More advanced robotics is another piece of the equation, because today’s robots can have multiple functions, rather than simply repeating one specific task. “They can join, they can weld, they can rivet, they can handle materials and they can do all those things in a certain cycle,” Fleming says. “They may pick up a part, put it in a place and pick up a welder and weld, then pick up a rivet gun and rivet, then apply an adhesive. All those things can be done with robots.”
The robots are linked to a network that defines how they interact with each other. The next challenge is improving the way robots engage with human workers. In recent years, most robots havehad to work behind a gate of some sort to avoid direct interaction with a human for safety reasons. But as robots improve and become safer, Ford says it has started to station robots side by side with its human workers.

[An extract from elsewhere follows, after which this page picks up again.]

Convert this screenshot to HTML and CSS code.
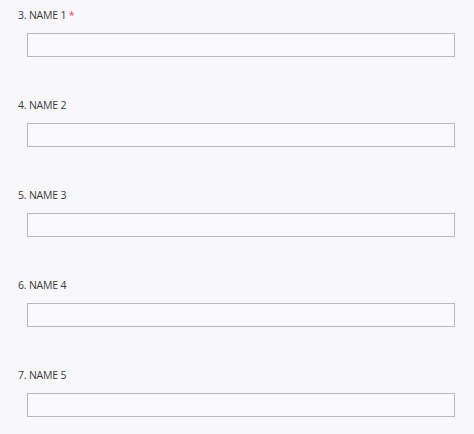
FILE: index.html
```html
<!DOCTYPE html>
<html>
<head>
<meta charset="utf-8">
<link rel="stylesheet" href="styles.css">
</head>
<body>
<div class="form">
  <div class="question">
    <div class="label">3. NAME 1 <span class="req">*</span></div>
    <input class="field" type="text">
  </div>
  <div class="question">
    <div class="label">4. NAME 2</div>
    <input class="field" type="text">
  </div>
  <div class="question">
    <div class="label">5. NAME 3</div>
    <input class="field" type="text">
  </div>
  <div class="question">
    <div class="label">6. NAME 4</div>
    <input class="field" type="text">
  </div>
  <div class="question">
    <div class="label">7. NAME 5</div>
    <input class="field" type="text">
  </div>
</div>
</body>
</html>
```
FILE: styles.css
```css
html, body {
  margin: 0;
  padding: 0;
  background: #f8f8fb;
}
.form {
  display: flex;
  flex-direction: column;
  gap: 40px;
  padding: 7px 19px 0 18px;
  font-family: "Open Sans", "Noto Sans", sans-serif;
}
.question {
  display: flex;
  flex-direction: column;
}
.label {
  font-size: 10.5px;
  line-height: 16px;
  color: #3a3a3a;
  letter-spacing: -0.2px;
}
.req {
  color: #e0505a;
}
.field {
  margin: 10px 0 0 9px;
  height: 24px;
  box-sizing: border-box;
  border: 1px solid #b9b9bd;
  background: #f9f9fb;
  outline: none;
  padding: 0 6px;
}
```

Fleming declines to say how much money Ford is spending on the next generation of manufacturing, but it must easily represent hundreds of millions of dollars a year. The company obviously feels that there are clear payoffs available. One implication of the new manufacturing model is that companies can no longer afford the luxury of allowing their different arms to function semi-independently. Rather than coming up with an idea and “throwing it over the wall” to manufacturing, the new Holy Grail is that engineers and designers must know whether products they are creating actually can be manufactured by using computerized simulations that are part of “concurrent manufacturing.”

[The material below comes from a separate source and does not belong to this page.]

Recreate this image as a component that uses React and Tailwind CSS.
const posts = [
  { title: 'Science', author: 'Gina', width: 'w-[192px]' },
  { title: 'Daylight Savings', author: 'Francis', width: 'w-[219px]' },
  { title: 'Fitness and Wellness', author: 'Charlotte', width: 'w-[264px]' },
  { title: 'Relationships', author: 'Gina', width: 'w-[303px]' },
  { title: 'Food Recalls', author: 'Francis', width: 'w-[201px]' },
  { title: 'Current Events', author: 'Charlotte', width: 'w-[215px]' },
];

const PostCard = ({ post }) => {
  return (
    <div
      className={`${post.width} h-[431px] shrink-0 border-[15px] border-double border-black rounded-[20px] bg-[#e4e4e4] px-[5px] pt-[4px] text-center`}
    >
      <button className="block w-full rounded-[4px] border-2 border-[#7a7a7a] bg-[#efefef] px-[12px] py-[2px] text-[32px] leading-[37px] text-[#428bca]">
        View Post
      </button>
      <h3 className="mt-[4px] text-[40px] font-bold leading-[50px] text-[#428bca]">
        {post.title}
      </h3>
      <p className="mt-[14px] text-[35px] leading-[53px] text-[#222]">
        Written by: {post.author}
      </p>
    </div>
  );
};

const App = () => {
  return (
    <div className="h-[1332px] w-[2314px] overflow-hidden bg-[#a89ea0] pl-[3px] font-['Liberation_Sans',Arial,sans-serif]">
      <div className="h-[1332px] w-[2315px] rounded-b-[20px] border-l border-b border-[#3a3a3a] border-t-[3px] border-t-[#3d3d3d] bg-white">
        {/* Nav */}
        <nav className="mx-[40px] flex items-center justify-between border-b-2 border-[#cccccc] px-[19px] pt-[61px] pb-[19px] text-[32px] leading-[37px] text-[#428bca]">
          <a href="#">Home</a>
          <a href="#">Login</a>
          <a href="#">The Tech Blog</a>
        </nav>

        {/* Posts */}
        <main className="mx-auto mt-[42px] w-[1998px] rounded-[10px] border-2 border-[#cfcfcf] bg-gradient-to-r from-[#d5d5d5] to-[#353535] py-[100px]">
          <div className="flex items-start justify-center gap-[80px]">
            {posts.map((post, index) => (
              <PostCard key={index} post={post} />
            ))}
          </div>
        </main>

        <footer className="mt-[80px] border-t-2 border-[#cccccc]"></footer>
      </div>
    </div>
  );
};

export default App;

The way this concept works is that the Computer-Aided Design systems in engineering are linked to process planning systems and to manufacturing systems, so that the company can simulate making a product even while it is still being designed and engineered. One outcome is that new products or new iterations of existing products can be introduced much faster, and a greater degree of customization of products can be accommodated. But all of it hinges on breaking down internal, bureaucratic walls.
A similar recognition is that supply-chain managers cannot be one step removed from actual manufacturing, which is what Pratt & Whitney has discovered in East Hartford. There, on the second floor of its main headquarters building, Di Perna has created a war room where large monitors cover the walls with information about which suppliers have promised deliveries of parts on what dates. “We want to integrate data to look at problems in the supply chain before they become problems on our production floor,” Di Perna explains. “We cannot afford to have an interruption.” This is a particularly serious problem in aerospace, where lead times are often quite lengthy. “You order something today, and two years later it shows up,” he says.
“We want to integrate data to look at problems in the supply chain before they become problems on our production floor.”
The supply-chain specialists in the room are using Microsoft’s extended customer-relationship management software to examine whether every supplier has ordered the raw materials to make the product that Pratt is expecting and whether the supplier has the capacity to get the job done. This is Big Data at its best because Pratt has access to many of its suppliers’ own computer systems.
If a supplier has not ordered key materials or does not have an assembly line ready to go, Pratt knows it is at risk of suffering a disruption. If they suspect an “event” or disruption is about to occur, Pratt’s supply-chain mavens have two large monitors where they can schedule face-to-face consultations with suppliers. If reassuring answers are not forthcoming, the supply-chain specialists conduct an “escalation” until the potential problem reaches the top management levels of both Pratt and the supplier—in a hurry. “In a supply chain, there is data everywhere,” says Di Perna. “That’s a critical tool for us.”
THE ADVENT OF ADDITIVE MANUFACTURING
There are many other strands of the new generation of manufacturing that are emerging, including 3D printing. The technology behind this potentially revolutionary way of making parts by printing layer after layer of a given metal or plastic has existed for decades. However, it seems to have finally established a clear foothold, particularly in aerospace with General Electric, Pratt and Europe’s Airbus all using it. “Already, planes are flying with 3D-printed parts in them,” says Dassault’s Comstock, a veteran of 25 years of manufacturing experience.
Imagine that rather than taking a block of expensive titanium and scraping and carving a part out of it—resulting in much of the titanium being wasted—a 3D printer can put down layers of titanium powder and seal each one so that the object has the characteristics of regular titanium—without wasting any of the precious metal. “You also could build products you’ve never been able to build before because of the technological limitations of machine tools,” Comstock explains.
The ability for everything to communicate with everything else is another potential disruptor. “If the material you’re using to build something can talk to your systems and talk to your equipment, you can think about very different manufacturing models than you have today,” says Comstock. “This is an evolution from bar-code spanners to RFID tags to intelligent materials and machines in the future.”
“A big machine tool will talk to the system and say, ‘Hey, I need to be maintained. I’m beginning to go out of tolerance.’ ”
Machines will have “intelligence” thanks to a proliferation of different types of sensors. “A big machine tool,” he says, “will talk to the system and say, ‘Hey, I need to be maintained. I’m beginning to go out of tolerance.’ ” Managing such a world requires dramatically different computer systems because it demands multiple flows of data in different directions, rather than simply the flow of data from the assembly line to a centralized computer system. “If all the materials and all the machines in manufacturing are [communicating] and producing data, you’re talking about a model that will be difficult to manage with traditional systems,” says Comstock.
Clearly, billions of dollars are being spent on transforming American manufacturing and many more billions will be spent as different technologies hit the plant floor. The new face of manufacturing will be far more productive and efficient, while allowing for greater tailoring of products, a trend called “mass customization.” Will it be a monopoly of large companies? Not necessarily. Big companies can afford IT departments and the brightest experts and consultants, but their sheer scale makes it difficult to quickly apply dramatic new ideas. Smaller and medium-sized companies may be able to embrace some aspects of Next Generation manufacturing more rapidly, giving them a first-mover advantage.
“This is all about entrepreneurism,” says BCG’s Sirkin. “Small companies are figuring out how to do this and growing because [when they] figure it out, they can show others how to do it.” The bottom line? New technologies are transforming and improving manufacturing at companies of all sizes—making keeping up with the pace of change a competitive imperative.